Karşılıklı restleşmeler sürerken, Türkiye ile AB arasındaki krizin nedenlerini ve geleceğini Bilgi Üniversitesi Uluslararası İlişkiler Bölümü Öğretim Üyesi Prof. Dr. Ayhan Kaya, Sputnik'e değerlendirdi. Kaya, Geri Kabul Anlaşması'yla başlamış gibi görünen ancak farklı nedenlere de bağlı ve daha derin bir kriz yaşandığını söyledi.
'EKSİK KRİTERLERE RAĞMEN VİZE SERBESTİSİ SAĞLANMALI'
Dışişleri Bakanı Çavuşoğlu'nun yaptığı açıklamanın AB tarafından şantaj olarak algılandığını belirten Ayhan Kaya, aday bir ülkenin tam üyeliğe geçiş sürecinde Geri Kabul Anlaşması’nı mutlaka uygulaması gerektiğini, vizesiz seyahat etme özgürlüğünün sağlanmasının da bu anlaşmanın harfiyen yerine getirilmesine bağlı olduğu kaydetti.

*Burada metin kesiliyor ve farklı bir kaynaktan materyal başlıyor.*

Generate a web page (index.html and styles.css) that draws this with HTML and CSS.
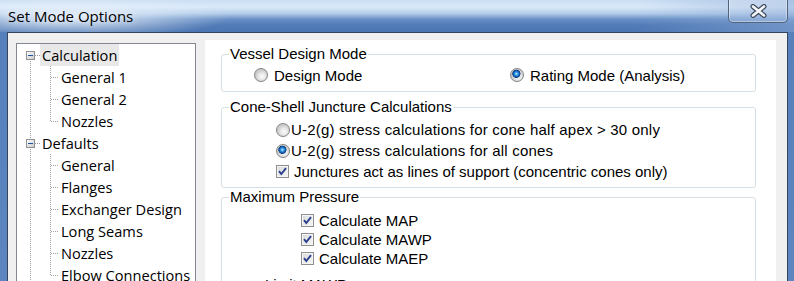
FILE: index.html
```html
<!DOCTYPE html>
<html>
<head>
    <title>Set Mode Options</title>
    <meta name="viewport" content="width=device-width, initial-scale=1.0">
    <link rel="stylesheet" href="styles.css">
</head>
<body>
    <div class="window">
        <div class="titlebar">
            <span class="title">Set Mode Options</span>
            <button class="close" type="button">
                <svg width="17" height="14" viewBox="0 0 17 14">
                    <path d="M3 2.5 L14 11.5 M14 2.5 L3 11.5" stroke="#3e4a5c" stroke-width="5" stroke-linecap="round" fill="none"/>
                    <path d="M3 2.5 L14 11.5 M14 2.5 L3 11.5" stroke="#f4f6f9" stroke-width="2.6" stroke-linecap="round" fill="none"/>
                </svg>
            </button>
        </div>

        <div class="frame">
            <div class="client">
                <div class="tree">
                    <ul class="tree-root">
                        <li>
                            <div class="node"><span class="expander"></span><span class="hdots"></span><span class="label selected">Calculation</span></div>
                            <ul class="children">
                                <li class="node"><span class="hdots"></span><span class="label">General 1</span></li>
                                <li class="node"><span class="hdots"></span><span class="label">General 2</span></li>
                                <li class="node"><span class="hdots"></span><span class="label">Nozzles</span></li>
                            </ul>
                        </li>
                        <li>
                            <div class="node"><span class="expander"></span><span class="hdots"></span><span class="label">Defaults</span></div>
                            <ul class="children">
                                <li class="node"><span class="hdots"></span><span class="label">General</span></li>
                                <li class="node"><span class="hdots"></span><span class="label">Flanges</span></li>
                                <li class="node"><span class="hdots"></span><span class="label">Exchanger Design</span></li>
                                <li class="node"><span class="hdots"></span><span class="label">Long Seams</span></li>
                                <li class="node"><span class="hdots"></span><span class="label">Nozzles</span></li>
                                <li class="node"><span class="hdots"></span><span class="label">Elbow Connections</span></li>
                            </ul>
                        </li>
                    </ul>
                </div>

                <div class="panel">
                    <fieldset class="group">
                        <legend>Vessel Design Mode</legend>
                        <div class="group-body mode-body">
                            <div class="option"><span class="radio"></span>Design Mode</div>
                            <div class="option"><span class="radio on"></span>Rating Mode (Analysis)</div>
                        </div>
                    </fieldset>

                    <fieldset class="group group-cone">
                        <legend>Cone-Shell Juncture Calculations</legend>
                        <div class="group-body cone-body">
                            <div class="option wide"><span class="radio"></span>U-2(g) stress calculations for cone half apex &gt; 30 only</div>
                            <div class="option wide"><span class="radio on"></span>U-2(g) stress calculations for all cones</div>
                            <div class="option"><span class="check"><svg width="11" height="11" viewBox="0 0 11 11"><path d="M2 5.2 L4.3 8 L9 2.2" stroke="#2a3e8c" stroke-width="1.9" fill="none"/></svg></span>Junctures act as lines of support (concentric cones only)</div>
                        </div>
                    </fieldset>

                    <fieldset class="group">
                        <legend>Maximum Pressure</legend>
                        <div class="group-body pressure-body">
                            <div class="option"><span class="check"><svg width="11" height="11" viewBox="0 0 11 11"><path d="M2 5.2 L4.3 8 L9 2.2" stroke="#2a3e8c" stroke-width="1.9" fill="none"/></svg></span>Calculate MAP</div>
                            <div class="option"><span class="check"><svg width="11" height="11" viewBox="0 0 11 11"><path d="M2 5.2 L4.3 8 L9 2.2" stroke="#2a3e8c" stroke-width="1.9" fill="none"/></svg></span>Calculate MAWP</div>
                            <div class="option"><span class="check"><svg width="11" height="11" viewBox="0 0 11 11"><path d="M2 5.2 L4.3 8 L9 2.2" stroke="#2a3e8c" stroke-width="1.9" fill="none"/></svg></span>Calculate MAEP</div>
                            <div class="limit">Limit MAWP</div>
                        </div>
                    </fieldset>
                </div>
            </div>
        </div>
    </div>
</body>
</html>
```

FILE: styles.css
```css
body {
    margin: 0;
    width: 794px;
    height: 281px;
    overflow: hidden;
    font-family: "Liberation Sans", Arial, sans-serif;
    font-size: 15px;
    color: #000;
}
.window {
    display: flex;
    flex-direction: column;
    height: 281px;
    background: #5d85bf;
}

/* title bar (aero glass) */
.titlebar {
    height: 32px;
    flex-shrink: 0;
    display: flex;
    align-items: flex-start;
    background:
        radial-gradient(ellipse 160px 22px at 70px 17px, rgba(232, 241, 251, 0.95), rgba(232, 241, 251, 0)),
        linear-gradient(to right, rgba(140, 170, 215, 0) 80%, rgba(140, 170, 215, 0.55) 100%),
        linear-gradient(to bottom, #cbdef4 0%, #dbeaf9 22%, #b4cdea 42%, #6990c6 60%, #527bb6 78%, #4b76b3 100%);
}
.title {
    padding-left: 8px;
    line-height: 32px;
    font-family: "Open Sans", sans-serif;
    font-size: 15px;
    color: #000;
    text-shadow: 0 0 8px rgba(255, 255, 255, 0.9);
}
.close {
    margin: -1px 6px 0 auto;
    width: 60px;
    height: 24px;
    padding: 0;
    border: 1px solid #52637d;
    border-top: none;
    border-radius: 0 0 5px 5px;
    background: linear-gradient(to bottom, rgba(255, 255, 255, 0.25), rgba(255, 255, 255, 0.12) 55%, rgba(200, 220, 245, 0.3));
    box-shadow: inset 0 0 0 1px rgba(255, 255, 255, 0.35);
    display: flex;
    align-items: center;
    justify-content: center;
}

/* window body */
.frame {
    flex: 1;
    min-height: 0;
    display: flex;
    padding: 0 6px 0 7px;
    background: linear-gradient(to bottom, #5580bb, #5d86c0);
}
.client {
    flex: 1;
    display: flex;
    align-items: flex-start;
    padding: 7px 11px 0 8px;
    border: 1px solid #34455d;
    border-bottom: none;
    background: #f0f0f0;
    overflow: hidden;
}

/* tree view */
.tree {
    width: 178px;
    height: 300px;
    flex-shrink: 0;
    margin-top: 3px;
    border: 1px solid #828790;
    background: #fff;
    font-family: "Open Sans", sans-serif;
    font-size: 14.6px;
}
.tree ul {
    list-style: none;
    margin: 0;
    padding: 0;
}
.tree-root {
    background-image: repeating-linear-gradient(to bottom, #a0a0a0 0 1px, transparent 1px 2px);
    background-size: 1px 100%;
    background-position: 13px 17px;
    background-repeat: no-repeat;
}
.node {
    display: flex;
    align-items: center;
    height: 22px;
}
.tree-root > li > .node {
    padding-left: 9px;
}
.expander {
    width: 9px;
    height: 9px;
    box-sizing: border-box;
    border: 1px solid #919191;
    background:
        linear-gradient(#2450a0, #2450a0) center / 5px 1px no-repeat,
        linear-gradient(135deg, #ffffff, #c8c8c8);
}
.hdots {
    width: 5px;
    height: 1px;
    background: repeating-linear-gradient(to right, #a0a0a0 0 1px, transparent 1px 2px);
}
.label {
    padding: 0 2px;
    line-height: 22px;
    white-space: nowrap;
}
.label.selected {
    background: #e8e8e8;
}
.children {
    background-image: repeating-linear-gradient(to bottom, #a0a0a0 0 1px, transparent 1px 2px);
    background-size: 1px calc(100% - 11px);
    background-position: 33px 0;
    background-repeat: no-repeat;
}
.children .node {
    padding-left: 34px;
}
.children .hdots {
    width: 7px;
}
.children .label {
    padding-left: 3px;
}

/* options panel */
.panel {
    flex: 1;
    height: 260px;
    margin-left: 9px;
    padding: 5px 20px 0 16px;
    background: #fff;
}
.group {
    margin: 0;
    padding: 0;
    min-inline-size: 0;
    border: 1px solid #d5dfe5;
    border-radius: 3px;
}
.group legend {
    margin-left: 7px;
    padding: 0 1px;
    line-height: 18px;
}
.group-cone {
    margin: 6px 0 0;
}
.mode-body {
    display: grid;
    grid-template-columns: 256px auto;
    padding: 2px 0 6px 32px;
}
.cone-body {
    padding: 3px 0 5px 54px;
}
.cone-body .option {
    height: 21px;
}
.cone-body .wide {
    letter-spacing: 0.2px;
}
.pressure-body {
    padding: 5px 0 0 79px;
}
.pressure-body .option {
    height: 19px;
}
.option {
    display: flex;
    align-items: center;
    height: 20px;
    white-space: nowrap;
}
.radio {
    width: 14px;
    height: 14px;
    flex-shrink: 0;
    box-sizing: border-box;
    margin-right: 6px;
    border: 1px solid #868788;
    border-radius: 50%;
    background: radial-gradient(circle at 58% 62%, #fbfbfb 0, #eaeaea 3px, #c9c9c9 6.5px);
    box-shadow: 0 0 1px rgba(0, 0, 0, 0.15);
}
.radio.on {
    background:
        radial-gradient(circle at 45% 40%, #c8f0ff 0, #3a9ee6 1.5px, #105fb6 3px, #143e7c 3.8px, rgba(20, 62, 124, 0) 4.4px),
        radial-gradient(circle at 58% 62%, #fbfbfb 0, #eaeaea 3px, #c9c9c9 6.5px);
}
.cone-body .radio {
    margin-right: 1px;
}
.check {
    width: 13px;
    height: 13px;
    flex-shrink: 0;
    box-sizing: border-box;
    margin-right: 5px;
    border: 1px solid #8e8f8f;
    background: linear-gradient(135deg, #d8d9da, #f7f7f7);
    box-shadow: inset 0 0 0 1px #f5f5f5;
    display: flex;
    align-items: center;
    justify-content: center;
}
.limit {
    margin: 7px 0 0 -36px;
    line-height: 20px;
}
```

Türkiye'nin ise, darbe girişiminin ardından demokrasisine ilişkin şüphelerin arttığı dönemde ülkedeki olağanüstü hali değiştirmesi gerektiğine dikkat çeken Kaya, iç barışın sağlanması yönünde adımlar atılmasının önemli olduğunu ifade etti.
'ABD'YLE İLİŞKİLER DE İYİ DEĞİL'
AB-Türkiye arasındaki gerilimin geçmişinin, kamuoyuna yansıdığı tarihlerin daha öncesine dayandığını ve kopma noktasına geldiğini belirten Kaya, Almanya’nın Köln kentinde yapılan mitinge Cumhurbaşkanı Recep Tayyip Erdoğan’ın videoyla bağlanmasına izin verilmemesinin de Türkiye ile Almanya ilişkilerinin daha da gerilmesine yol açtığını kaydetti ve ABD’yle ilişkilerin de iyi olmadığına dikkat çekti.
İLİŞKİLER NEDEN BOZULDU?
Türkiye-AB ilişkileri büyük ölçüde Suriyelilerin Türkiye’de tutulabilmesi için her iki taraf da ne elinden geliyorsa yapması varsayımı üzerine kurulmuştu. Dolayısıyla Türkiye’de özellikle temel özgürlükler, ifade özgürlüğü bağlamlarında yaşanan birtakım sıkıntıların AB tarafından pek de görülmediğini söylemek mümkün. Bu bağlamda da Türkiye’de özellikle kendilerini Batı’ya daha yakın gören kamuoyunun rahatsız olduğunu söyleyebiliriz. Bir taraftan Türkiye’de yaşanmakta olan temel özgürlüklere ilişkin sorunların giderilmesi konusunda AB’nin çok da ısrarcı olmadığını gördük ve darbe de zaten böylesine bir düşünsel, siyasal, toplumsal iklim üzerine geldi.”